BEGIN RAW DATA

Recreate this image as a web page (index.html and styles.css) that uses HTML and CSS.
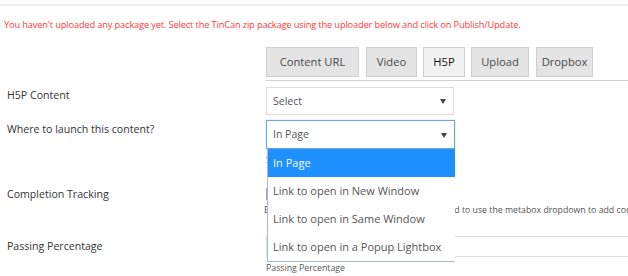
FILE: index.html
```html
<!DOCTYPE html>
<html>
<head>
<meta charset="utf-8">
<link rel="stylesheet" href="styles.css">
</head>
<body>
<div class="topline"></div>
<p class="notice">You haven't uploaded any package yet. Select the TinCan zip package using the uploader below and click on Publish/Update.</p>
<div class="tabs">
  <span class="tab tab-url">Content URL</span>
  <span class="tab tab-video">Video</span>
  <span class="tab tab-h5p active">H5P</span>
  <span class="tab tab-upload">Upload</span>
  <span class="tab tab-dropbox">Dropbox</span>
</div>
<div class="form">
  <div class="row row-first">
    <div class="label">H5P Content</div>
    <div class="field">
      <div class="select">Select<span class="arrow"></span></div>
    </div>
  </div>
  <div class="row row-tight">
    <div class="label label-tall">Where to launch this content?</div>
    <div class="field">
      <div class="select select-focus">In Page<span class="arrow"></span></div>
      <p class="desc">Select where the content should be launched.</p>
      <ul class="dropdown">
        <li class="option selected">In Page</li>
        <li class="option">Link to open in New Window</li>
        <li class="option">Link to open in Same Window</li>
        <li class="option">Link to open in a Popup Lightbox</li>
      </ul>
    </div>
  </div>
  <div class="row">
    <div class="label">Completion Tracking</div>
    <div class="field">
      <span class="checkbox"></span>
      <p class="desc desc-indent">Enable to track completion. Otherwise you need to use the metabox dropdown to add completion tracking.</p>
    </div>
  </div>
  <div class="row row-input">
    <div class="label label-input">Passing Percentage</div>
    <div class="field">
      <div class="input"></div>
      <p class="desc desc-after-input">Passing Percentage</p>
    </div>
  </div>
</div>
</body>
</html>
```
FILE: styles.css
```css
html, body {
  margin: 0;
  padding: 0;
  background: #fff;
  overflow: hidden;
}
body {
  width: 628px;
  height: 276px;
  font-family: "Open Sans", "Noto Sans", sans-serif;
  color: #32373c;
}
.topline {
  margin-top: 4px;
  border-top: 2px solid #ececec;
}
.notice {
  margin: 12px 0 0 0;
  padding-left: 4px;
  font-size: 9.3px;
  letter-spacing: -0.16px;
  line-height: 14px;
  color: #ff3b3b;
  white-space: nowrap;
}
.tabs {
  display: flex;
  margin: 15px 0 0 265px;
  padding: 0 0 3px 1px;
  border-bottom: 1px solid #d2d2d2;
}
.tab {
  box-sizing: border-box;
  height: 30px;
  line-height: 28px;
  text-align: center;
  border: 1px solid #d0d0d0;
  background: #e4e4e4;
  color: #4a4a4a;
  font-size: 11.2px;
  font-weight: 500;
  white-space: nowrap;
}
.tab-url { width: 93px; }
.tab-video { width: 51px; margin-left: 7px; }
.tab-h5p { width: 42px; margin-left: 6px; }
.tab-upload { width: 58px; margin-left: 6px; }
.tab-dropbox { width: 57px; margin-left: 7px; }
.tab.active {
  background: #f1f1f1;
  color: #111;
}
.form {
  display: flex;
  flex-direction: column;
}
.row {
  display: grid;
  grid-template-columns: 266px 1fr;
  margin-top: 19px;
}
.row-first {
  margin-top: 6px;
}
.row-tight {
  margin-top: 5px;
}
.label {
  padding-left: 7px;
  font-size: 10.6px;
  line-height: 16px;
  color: #333;
  white-space: nowrap;
}
.label-tall {
  line-height: 18px;
}
.label-input {
  line-height: 21px;
}
.field {
  position: relative;
  min-width: 0;
}
.select {
  position: relative;
  box-sizing: border-box;
  width: 188px;
  height: 28px;
  line-height: 26px;
  padding-left: 6px;
  border: 1px solid #dcdcdc;
  font-size: 10.5px;
  color: #555;
  background: #fff;
}
.select-focus {
  height: 29px;
  line-height: 27px;
  width: 189px;
  border-color: #6aa5dc;
  box-shadow: 0 0 1px rgba(30, 140, 190, 0.5);
}
.arrow {
  position: absolute;
  right: 7px;
  top: 50%;
  margin-top: -2px;
  width: 0;
  height: 0;
  border-left: 3px solid transparent;
  border-right: 3px solid transparent;
  border-top: 5px solid #444;
}
.desc {
  margin: 4px 0 0 0;
  font-size: 8.75px;
  line-height: 14px;
  color: #555;
  white-space: nowrap;
}
.desc-indent {
  text-indent: -2px;
}
.desc-after-input {
  margin-top: 4px;
}
.checkbox {
  display: block;
  margin-top: 2px;
  width: 12px;
  height: 12px;
  box-sizing: border-box;
  border: 1px solid #aaa;
  background: #fff;
}
.checkbox + .desc {
  margin-top: 3px;
}
.input {
  box-sizing: border-box;
  width: 520px;
  height: 21px;
  border: 1px solid #dcdcdc;
  background: #fff;
}
.dropdown {
  position: absolute;
  left: 1px;
  top: 29px;
  width: 188px;
  margin: 0;
  padding: 0;
  list-style: none;
  background: #fff;
  border-left: 1px solid #a9b8d2;
  border-bottom: 1px solid #a9b8d2;
  box-sizing: border-box;
  z-index: 2;
}
.option {
  height: 28px;
  line-height: 28px;
  padding-left: 5px;
  font-size: 11px;
  color: #555;
  white-space: nowrap;
}
.option.selected {
  background: #1e90ff;
  color: #fff;
}
```
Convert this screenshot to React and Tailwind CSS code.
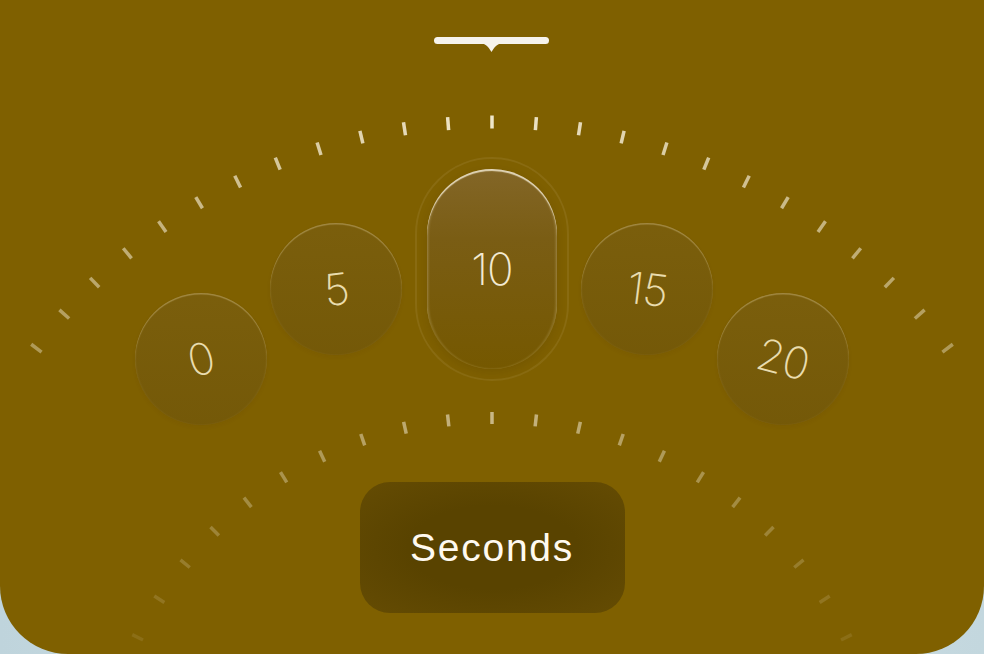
import React from 'react';

const OUTER = { cx: 492, cy: 694, r: 572, step: 4.4 };
const INNER = { cx: 492, cy: 814, r: 396, step: 6.35 };

function arcTicks(arc, count, len, opacityAt) {
  const ticks = [];
  for (let i = -count; i <= count; i++) {
    const a = (i * arc.step * Math.PI) / 180;
    const sin = Math.sin(a);
    const cos = Math.cos(a);
    const r1 = arc.r - len / 2;
    const r2 = arc.r + len / 2;
    ticks.push(
      <line
        key={i}
        x1={arc.cx + r1 * sin}
        y1={arc.cy - r1 * cos}
        x2={arc.cx + r2 * sin}
        y2={arc.cy - r2 * cos}
        stroke="#f6eed6"
        strokeWidth="3.5"
        strokeOpacity={Math.max(0, opacityAt(Math.abs(i)))}
      />
    );
  }
  return ticks;
}

const DIALS = [
  { label: '0', left: 135, top: 238, rot: -15 },
  { label: '5', left: 270, top: 168, rot: -7 },
  { label: '15', left: 581, top: 168, rot: 7 },
  { label: '20', left: 717, top: 238, rot: 15 },
];

function Handle() {
  return (
    <svg width="120" height="20" viewBox="0 0 120 20" className="mt-[35px] shrink-0">
      <rect x="2" y="2" width="115" height="7" rx="3.5" fill="#f6f3ec" />
      <path d="M46 8 C53 8 56 11 59.5 17 C63 11 66 8 73 8 Z" fill="#f6f3ec" />
    </svg>
  );
}

export default function App() {
  return (
    <div className="w-full h-[654px] bg-[linear-gradient(90deg,#bfd4dc,#d3e3e8_50%,#c3d7de)] overflow-hidden">
      <div className="relative h-full w-full bg-[#7f6000] rounded-b-[68px] overflow-hidden flex flex-col items-center">
        {/* tick arcs */}
        <svg className="absolute inset-0 pointer-events-none" width="984" height="654">
          {arcTicks(OUTER, 12, 13, (n) => 0.95 - 0.045 * n)}
          {arcTicks(INNER, 12, 12, (n) => 0.62 - 0.052 * n)}
        </svg>

        <Handle />

        {/* dial */}
        <div className="relative w-full h-[427px] shrink-0">
          {DIALS.map((d) => (
            <div
              key={d.label}
              className="absolute w-[132px] h-[132px] rounded-full bg-[linear-gradient(180deg,rgba(112,90,40,0.3),rgba(100,78,20,0.4))] shadow-[inset_0_1.5px_1px_rgba(255,240,200,0.28),inset_1px_0_2px_rgba(255,240,200,0.06),inset_-1px_0_2px_rgba(255,240,200,0.06),0_2px_4px_rgba(60,40,0,0.06)] flex items-center justify-center"
              style={{ left: d.left, top: d.top }}
            >
              <span
                className="font-['Inter','Noto_Sans',sans-serif] font-[250] text-[44px] leading-none text-[#e9dcae] tracking-[-0.02em]"
                style={{ transform: `rotate(${d.rot}deg)` }}
              >
                {d.label}
              </span>
            </div>
          ))}

          <div className="absolute left-[415px] top-[102px] w-[154px] h-[224px] rounded-full border-2 border-[rgba(255,245,215,0.08)] p-[10px]">
            <div className="w-full h-full rounded-full bg-[linear-gradient(180deg,#836627_0%,#7a5d14_35%,#755800_100%)] shadow-[inset_0_2px_1px_rgba(255,248,230,0.75),inset_2px_0_2px_rgba(255,240,200,0.14),inset_-2px_0_2px_rgba(255,240,200,0.14),0_4px_10px_rgba(50,35,0,0.12)] flex items-center justify-center">
              <span className="font-['Inter','Noto_Sans',sans-serif] font-[250] text-[44px] leading-none text-[#f3ead2] tracking-[-0.02em]">
                10
              </span>
            </div>
          </div>
        </div>

        {/* unit button */}
        <button className="w-[265px] h-[131px] shrink-0 rounded-[30px] bg-[radial-gradient(ellipse_at_center,#594300_45%,#654c03_100%)] flex items-center justify-center">
          <span className="font-['Liberation_Sans','Arial',sans-serif] text-[39px] leading-none text-[#fffaf0] tracking-[0.045em]">
            Seconds
          </span>
        </button>
      </div>
    </div>
  );
}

END RAW DATA

**WHAT YOU ARE ASKED TO DO:** Give again, exactly as written, only the lines that start at the one with "Convert this screenshot" and end at the one with "396, step: 6.35", both included. Skip any pictures.

**SOLUTION FOR THIS EXERCISE:**
Convert this screenshot to React and Tailwind CSS code.
import React from 'react';

const OUTER = { cx: 492, cy: 694, r: 572, step: 4.4 };
const INNER = { cx: 492, cy: 814, r: 396, step: 6.35 };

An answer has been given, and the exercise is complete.